The Creature who came into the room was cleaved in half straight down the middle, so that one half of him had one eye and one eyebrow, one nostril, one ear, one arm, one leg, one foot, and the other half had just the same.
    Well, nearly just the same, because as if the Creature did not astonish enough, one half of him was male and the other half of him was female. The female half had a bosom, or certainly half a bosom.
    The Creature appeared to be made of flesh, like a human being, but what human being born is cleaved in half?
    The Creature’s clothes were as odd as the Creature itself. The male half wore a shirt with one sleeve, and a pair of breeches with one leg, and where the other sleeve and other leg should have been was a cut-off and sewn-up side. The Creature had a sleeveless leather jerkin over his shirt, and his jerkin had not been altered in any way, so it looked as though half of it was unfilled with body, which was true.
    Beneath the breeches, or perhaps the breech, as the garment must be called, having one leg and not two, was a stocking fastened at the knee, and a stout leather shoe on the bottom of the stocking.
    The Creature had no beard, but wore in his single ear a single gold earring.
    His other half was just as bizarre. This lady wore half a skirt, half a chemise and half a hat on her half of their head.
    At her waist, or that portion of herself which would have been a waist, dangled a great bunch of keys. She wore no earrings but her hand, more slender than the other, had a ring on each finger.
    The expression on either half of the face was disagreeable.
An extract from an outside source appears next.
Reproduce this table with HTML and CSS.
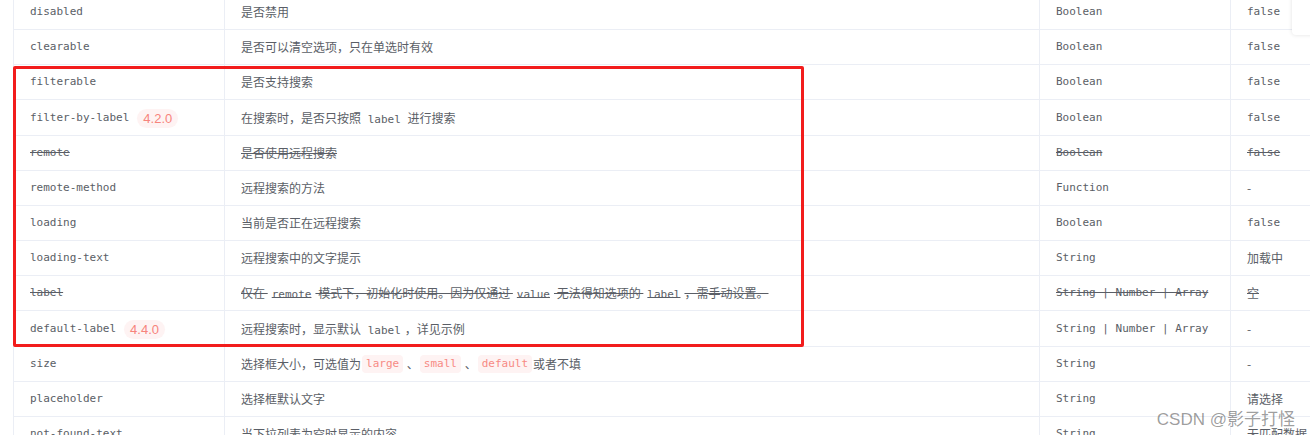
FILE: index.html
```html
<!DOCTYPE html>
<html lang="zh-CN">
<head>
    <meta charset="UTF-8">
    <meta name="viewport" content="width=device-width, initial-scale=1.0">
    <title>Select Attributes</title>
    <link rel="stylesheet" href="styles.css">
</head>
<body>

    <div class="table-wrap">
        <table class="api-table">
            <colgroup>
                <col class="col-name">
                <col class="col-desc">
                <col class="col-type">
                <col class="col-default">
            </colgroup>
            <tbody>
                <tr>
                    <td class="mono">disabled</td>
                    <td>是否禁用</td>
                    <td class="mono">Boolean</td>
                    <td class="mono">false</td>
                </tr>
                <tr>
                    <td class="mono">clearable</td>
                    <td>是否可以清空选项，只在单选时有效</td>
                    <td class="mono">Boolean</td>
                    <td class="mono">false</td>
                </tr>
                <tr>
                    <td class="mono">filterable</td>
                    <td>是否支持搜索</td>
                    <td class="mono">Boolean</td>
                    <td class="mono">false</td>
                </tr>
                <tr class="tall">
                    <td><span class="mono">filter-by-label</span><span class="version">4.2.0</span></td>
                    <td>在搜索时，是否只按照 <code>label</code> 进行搜索</td>
                    <td class="mono">Boolean</td>
                    <td class="mono">false</td>
                </tr>
                <tr class="deprecated">
                    <td class="mono">remote</td>
                    <td>是否使用远程搜索</td>
                    <td class="mono">Boolean</td>
                    <td class="mono">false</td>
                </tr>
                <tr>
                    <td class="mono">remote-method</td>
                    <td>远程搜索的方法</td>
                    <td class="mono">Function</td>
                    <td>-</td>
                </tr>
                <tr>
                    <td class="mono">loading</td>
                    <td>当前是否正在远程搜索</td>
                    <td class="mono">Boolean</td>
                    <td class="mono">false</td>
                </tr>
                <tr>
                    <td class="mono">loading-text</td>
                    <td>远程搜索中的文字提示</td>
                    <td class="mono">String</td>
                    <td>加载中</td>
                </tr>
                <tr class="deprecated">
                    <td class="mono">label</td>
                    <td>仅在 <code>remote</code> 模式下，初始化时使用。因为仅通过 <code>value</code> 无法得知选项的 <code>label</code>，需手动设置。</td>
                    <td class="mono">String | Number | Array</td>
                    <td>空</td>
                </tr>
                <tr class="tall">
                    <td><span class="mono">default-label</span><span class="version">4.4.0</span></td>
                    <td>远程搜索时，显示默认 <code>label</code>，详见示例</td>
                    <td class="mono">String | Number | Array</td>
                    <td>-</td>
                </tr>
                <tr>
                    <td class="mono">size</td>
                    <td>选择框大小，可选值为<code class="value">large</code> 、<code class="value">small</code> 、<code class="value">default</code>或者不填</td>
                    <td class="mono">String</td>
                    <td>-</td>
                </tr>
                <tr>
                    <td class="mono">placeholder</td>
                    <td>选择框默认文字</td>
                    <td class="mono">String</td>
                    <td>请选择</td>
                </tr>
                <tr>
                    <td class="mono">not-found-text</td>
                    <td>当下拉列表为空时显示的内容</td>
                    <td class="mono">String</td>
                    <td>无匹配数据</td>
                </tr>
            </tbody>
        </table>
    </div>

    <!-- annotation box drawn over the screenshot -->
    <div class="highlight"></div>

    <div class="side-panel"></div>

    <div class="watermark">CSDN @影子打怪</div>

</body>
</html>
```

FILE: styles.css
```css
html, body {
    margin: 0;
    padding: 0;
    overflow: hidden;
    background: #fff;
}

body {
    font-family: "Noto Sans CJK SC", "Noto Sans", sans-serif;
    font-size: 12px;
    color: #5a5e66;
    position: relative;
    height: 435px;
}

.table-wrap {
    margin: -6px 0 0 13px;
}

.api-table {
    border-collapse: separate;
    border-spacing: 0;
    table-layout: fixed;
    width: 1420px;
    border-left: 1px solid #ebeef5;
    border-top: 1px solid #ebeef5;
}

.col-name { width: 211px; }
.col-desc { width: 815px; }
.col-type { width: 191px; }
.col-default { width: 202px; }

.api-table td {
    box-sizing: border-box;
    height: 35px;
    padding: 0 16px;
    line-height: 18px;
    border-right: 1px solid #ebeef5;
    border-bottom: 1px solid #ebeef5;
    white-space: nowrap;
    vertical-align: middle;
}

.api-table .tall td {
    height: 36px;
}

.mono,
code {
    font-family: "DejaVu Sans Mono", monospace;
    font-size: 11px;
}

.api-table td span,
.api-table td code {
    line-height: 1;
}

code {
    padding: 0 4px;
}

.api-table td code.value {
    display: inline-block;
    line-height: 18px;
    padding: 0 4px;
    margin: 0 1px;
    border-radius: 4px;
    background: #fef3f3;
    color: #f78a84;
    vertical-align: top;
}

.api-table td .version {
    display: inline-block;
    margin-left: 8px;
    padding: 0 6px;
    height: 19px;
    line-height: 19px;
    border-radius: 10px;
    background: #fef3f3;
    color: #f7847c;
    font-family: "Liberation Sans", Arial, sans-serif;
    font-size: 13px;
    vertical-align: middle;
}

.deprecated td {
    text-decoration: line-through;
}

.highlight {
    position: absolute;
    left: 13px;
    top: 66px;
    width: 785px;
    height: 275px;
    border: 3px solid #f21c1c;
    border-radius: 2px;
}

.side-panel {
    position: absolute;
    top: -10px;
    right: -10px;
    width: 28px;
    height: 45px;
    background: #fff;
    border-radius: 4px;
    box-shadow: 0 0 4px rgba(0, 0, 0, 0.12);
}

.watermark {
    position: absolute;
    right: 15px;
    bottom: 5px;
    font-family: "Liberation Sans", "Noto Sans CJK SC", sans-serif;
    font-size: 17px;
    line-height: 20px;
    color: rgba(0, 0, 0, 0.4);
}
```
    My own vicious disagreeable creature liked me writing The Battle of the Sun . She and I started talking. She said, ‘No wonder Deb left you – why would she want to be with you? Even your own mother gave you away. You are worthless. I am the only one who knows it but you are worthless.’
    I wrote this in my notebook. I decided that I was only prepared to talk to this savage lunatic for an hour a day – and while we were walking. She never wanted to go for a walk, but I made her.

    Her conversational style was recriminatory (blame, fault, accusation, demands, guilt). She was part Mrs Winterson, part Caliban. Her preferred responses were non sequiturs. If I said, ‘I want to talk about the coalhole,’ she said, ‘You’d sleep with anybody, wouldn’t you?’ If I said, ‘Why were we so hopeless at school?’ she said, ‘I blame nylon knickers.’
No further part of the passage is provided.